Sure, we’ve seen people attempting to bring their politics into their work places with varying degrees of success, but it’s usually something relatively small, relatively temporary and not significant enough to change the true fundamentals of a large corporation.

Sadly the public has been immersed into these circumstances like the proverbial boiling frog, and now that the temperature is too high for many of us to stand, there’s no way of getting out of the water. What are you going to do? Tell your 3,286 followers how mean your boss is? Good luck with that.

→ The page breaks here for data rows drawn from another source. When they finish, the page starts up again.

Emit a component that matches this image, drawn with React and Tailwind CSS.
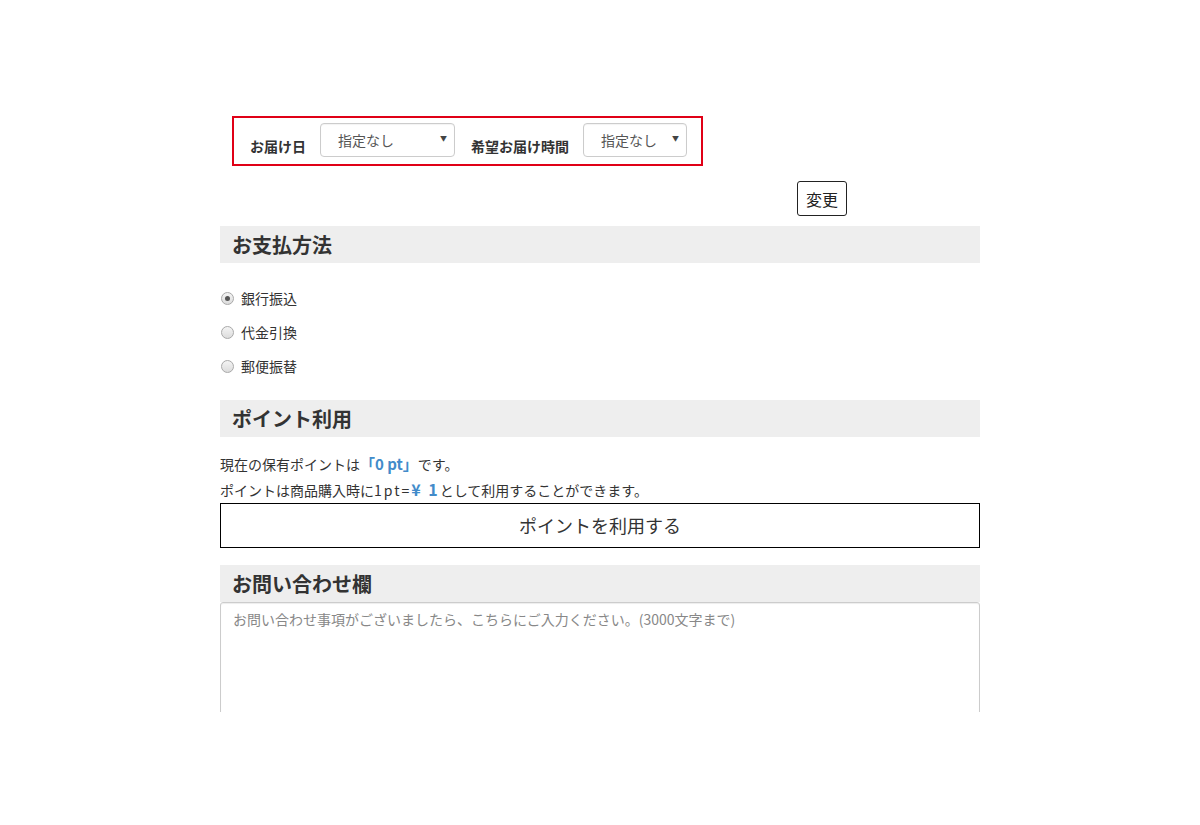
import React from "react";

function Select({ w }) {
  return (
    <div className={`relative flex h-[34px] ${w} items-center rounded-[4px] border border-[#cccccc] bg-white pl-[17px] text-[14px] text-[#555555] shadow-[inset_0_1px_1px_rgba(0,0,0,0.05)]`}>
      <span>指定なし</span>
      <span className="absolute right-[7px] top-[9px] text-[7px] leading-[10px] text-[#444]">▼</span>
    </div>
  );
}

function Radio({ checked, label }) {
  return (
    <label className="flex h-[34px] items-center gap-[7px] text-[14px] text-[#333]">
      <span className="flex h-[13px] w-[13px] items-center justify-center rounded-full border border-[#a9a9a9] bg-gradient-to-b from-[#f4f4f4] to-[#dcdcdc]">
        {checked && <span className="h-[5px] w-[5px] rounded-full bg-[#555]" />}
      </span>
      <span>{label}</span>
    </label>
  );
}

function Header({ children }) {
  return (
    <div className="flex h-[37px] items-center bg-[#eeeeee] px-[12px] text-[20px] font-bold text-[#333]">
      {children}
    </div>
  );
}

export default function App() {
  return (
    <div
      className="h-[712px] w-[1200px] overflow-hidden bg-white text-[#333]"
      style={{ fontFamily: '"Noto Sans CJK JP", "Noto Sans", sans-serif' }}
    >
      <div className="mx-auto w-[760px] pt-[116px]">
        <div className="ml-[12px] flex h-[50px] w-[471px] items-start border-2 border-[#e00016] pl-[16px] pt-[5px]">
          <span className="mt-[13px] text-[14px] font-bold text-[#333]">お届け日</span>
          <div className="ml-[14px]">
            <Select w="w-[135px]" />
          </div>
          <span className="ml-[16px] mt-[13px] text-[14px] font-bold text-[#333]">希望お届け時間</span>
          <div className="ml-[14px]">
            <Select w="w-[104px]" />
          </div>
        </div>

        <div className="mt-[15px] flex justify-end pr-[133px]">
          <button className="flex h-[35px] w-[50px] items-center justify-center rounded-[3px] border border-[#222] bg-white text-[16px] text-[#222]">
            変更
          </button>
        </div>

        <div className="mt-[10px]">
          <Header>お支払方法</Header>
        </div>
        <div className="mt-[18px] pl-[1px]">
          <Radio checked label="銀行振込" />
          <Radio label="代金引換" />
          <Radio label="郵便振替" />
        </div>

        <div className="mt-[17px]">
          <Header>ポイント利用</Header>
        </div>
        <div className="mt-[14px] text-[14px] leading-[25px] text-[#333]">
          <p>
            現在の保有ポイントは<span className="text-[15px] font-bold text-[#428bca]">「0 pt」</span>です。
          </p>
          <p>
            ポイントは商品購入時に<span className="tracking-[2px]">1pt=</span>
            <span className="text-[16px] font-bold tracking-[2px] text-[#428bca]">¥ 1</span>として利用することができます。
          </p>
        </div>
        <button className="flex h-[45px] w-full items-center justify-center border border-black bg-white text-[18px] text-[#333]">
          ポイントを利用する
        </button>

        <div className="mt-[17px]">
          <Header>お問い合わせ欄</Header>
        </div>
        <textarea
          className="block h-[200px] w-full resize-none rounded-[3px] border border-[#cccccc] px-[12px] py-[6px] text-[14px] text-[#555] placeholder:text-[#888] shadow-[inset_0_1px_1px_rgba(0,0,0,0.075)]"
          placeholder="お問い合わせ事項がございましたら、こちらにご入力ください。(3000文字まで)"
        />
      </div>
    </div>
  );
}
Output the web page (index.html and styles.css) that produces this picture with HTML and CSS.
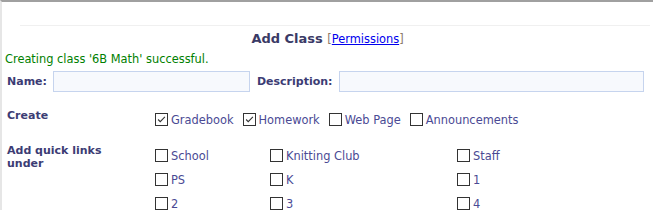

I think that surface power has become the perfect distraction, and, call me cynical, I also think that this extends to the purpose-based initiatives we see from large corporations across the world. A couple of years ago a giant pet food company won a Cannes Grand Prix by restoring a coral reef so that more fish would thrive in that habitat. Then it killed literally tonnes of fish to use in its cat food. A purpose-based campaign makes a company look much nicer than it is, but it also messes with the SEO algorithms, allowing the good news to float to the top and the bad behaviour to sink to the bottom.

But that’s just 2020s reality: making people think they have more power while ensuring they have less.

I’m sure there are plenty of genuinely good brands out there doing something positive for us, but they are swamped by the power of bigger companies that know very well how to cover up lying, bribing and polluting with the pretence of concern. Alas, money talks, and it talks a lot louder than any complaints you might have.